Nearly every work of fiction is at least loosely based on real-life people and experiences. The transparency of the lift from life to page or screen is dependent on a number of factors, chief among them the skill and the motive of the fictionalizer. And in this metafictional age of docu-dramas, historical fiction and enhanced memoirs, the line between real and not is becoming ever skinnier.
It’s hard to say exactly what director Robert Luketic and his pair of screenwriters had in mind when they made a movie inspired by the nonfiction book Bringing Down the House, but it’s clear that historical accuracy was not high on the list. The central character of Ben Mezrich’s book, about a small cadre of MIT students who make a killing on Las Vegas blackjack tables by counting cards, is a financially secure Asian-American; the central character of 21 is an impoverished Caucasian nerd. An optimist might suggest the change was made for artistic purposes, but a cynic would likely be far closer to the truth in suggesting the latter seems much easier to sell to middle America than the former.

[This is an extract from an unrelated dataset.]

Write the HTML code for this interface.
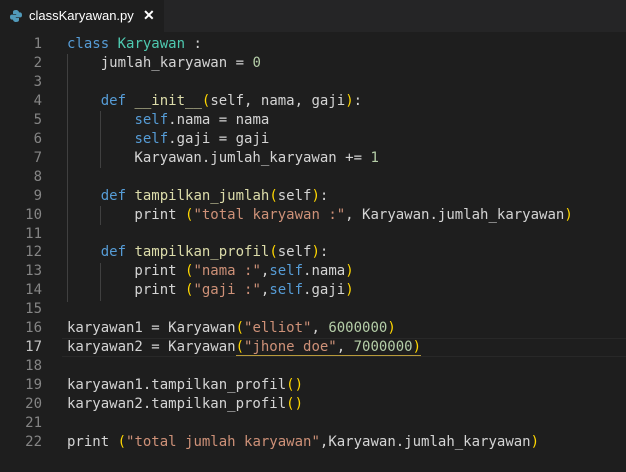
<!DOCTYPE html><html><head><style>
body{margin:0;width:626px;height:472px;background:#1e1e1e;overflow:hidden;font-family:"DejaVu Sans Mono",monospace;}
.tabs{height:32px;background:#252526;position:relative}
.tab{position:absolute;left:0;top:0;width:164px;height:32px;background:#1e1e1e;font-family:"Liberation Sans",sans-serif;font-size:13px;color:#fff;}
.tab .t{position:absolute;left:29px;top:8px}
.tab .x{position:absolute;left:143px;top:7px;font-size:14px;font-weight:bold}
.ed{position:absolute;top:35px;left:0;right:0;font-size:14px;line-height:18.95px;white-space:pre;color:#d4d4d4}
.ln{position:absolute;left:0;width:42px;text-align:right;color:#858585}
.cd{position:absolute;left:67px}
.k{color:#569cd6}.c{color:#4ec9b0}.s{color:#ce9178}.n{color:#b5cea8}.p{color:#ffd700}.f{color:#dcdcaa}
.g{position:absolute;width:1px;background:#404040}
.cur{position:absolute;left:62px;right:0;top:338px;height:17px;border-top:1px solid #282828;border-bottom:1px solid #282828}
.u{border-bottom:1px solid #b89a3a}
</style></head><body>
<div class="tabs"><div class="tab"><svg style="position:absolute;left:10px;top:10px" width="12" height="12" viewBox="0 0 12 12"><path d="M6 0C3 0 3 1.5 3 2.5V4h3.2v.6H1.8C.5 4.6 0 5.6 0 7s.6 2.6 1.8 2.6H3V8c0-1 .8-1.8 1.8-1.8h3C8.6 6.2 9 5.5 9 4.8V2.5C9 1 7.5 0 6 0z" fill="#519aba"/><path d="M6 12c3 0 3-1.5 3-2.5V8H5.8v-.6h4.4C11.5 7.4 12 6.4 12 5s-.6-2.6-1.8-2.6H9V4c0 1-.8 1.8-1.8 1.8h-3C3.4 5.8 3 6.5 3 7.2v2.3C3 11 4.5 12 6 12z" fill="#519aba"/></svg><span class="t">classKaryawan.py</span><span class="x">✕</span></div></div>
<div class="cur"></div>
<div class="g" style="left:67px;top:54px;height:248px"></div>
<div class="g" style="left:100px;top:111px;height:57px"></div>
<div class="g" style="left:100px;top:206px;height:19px"></div>
<div class="g" style="left:100px;top:263px;height:38px"></div>
<div class="ed"><div class="ln">1
2
3
4
5
6
7
8
9
10
11
12
13
14
15
16
<span style="color:#c6c6c6">17</span>
18
19
20
21
22</div><div class="cd"><span class="k">class</span> <span class="c">Karyawan</span> :
    jumlah_karyawan = <span class="n">0</span>

    <span class="k">def</span> <span class="f">__init__</span><span class="p">(</span>self, nama, gaji<span class="p">)</span>:
        <span class="k">self</span>.nama = nama
        <span class="k">self</span>.gaji = gaji
        Karyawan.jumlah_karyawan += <span class="n">1</span>

    <span class="k">def</span> <span class="f">tampilkan_jumlah</span><span class="p">(</span>self<span class="p">)</span>:
        print <span class="p">(</span><span class="s">"total karyawan :"</span>, Karyawan.jumlah_karyawan<span class="p">)</span>

    <span class="k">def</span> <span class="f">tampilkan_profil</span><span class="p">(</span>self<span class="p">)</span>:
        print <span class="p">(</span><span class="s">"nama :"</span>,<span class="k">self</span>.nama<span class="p">)</span>
        print <span class="p">(</span><span class="s">"gaji :"</span>,<span class="k">self</span>.gaji<span class="p">)</span>

karyawan1 = Karyawan<span class="p">(</span><span class="s">"elliot"</span>, <span class="n">6000000</span><span class="p">)</span>
karyawan2 = Karyawan<span class="p u">(<span class="s">"jhone doe"</span><span style="color:#d4d4d4">, </span><span class="n">7000000</span>)</span>

karyawan1.tampilkan_profil<span class="p">()</span>
karyawan2.tampilkan_profil<span class="p">()</span>

print <span class="p">(</span><span class="s">"total jumlah karyawan"</span>,Karyawan.jumlah_karyawan<span class="p">)</span></div></div>
</body></html>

But let’s give Luketic and company the benefit of the doubt on this one, and ignore the whiff of sneaky racism about their leading man. Artistic license gives them a long leash in arranging the parts of their story into compelling narrative, so ultimately it’s their version that deserves judging. And in that respect, they fail miserably. In fact, this movie is such a concoction of clichés and contrivances that the divorce between it and any conceivable real-life events couldn’t be more final.
The film gets out of the chute in fine style, with a nifty explanation of the ubiquitous gambler’s phrase “Winner, winner, chicken dinner” serving as an effective introduction into the gambling mindset. It’s paired with some awfully flashy graphics work depicting extreme close-ups of card and chip surfaces, slow-motion reveals of dealer and player hands, and a prominent rock soundtrack.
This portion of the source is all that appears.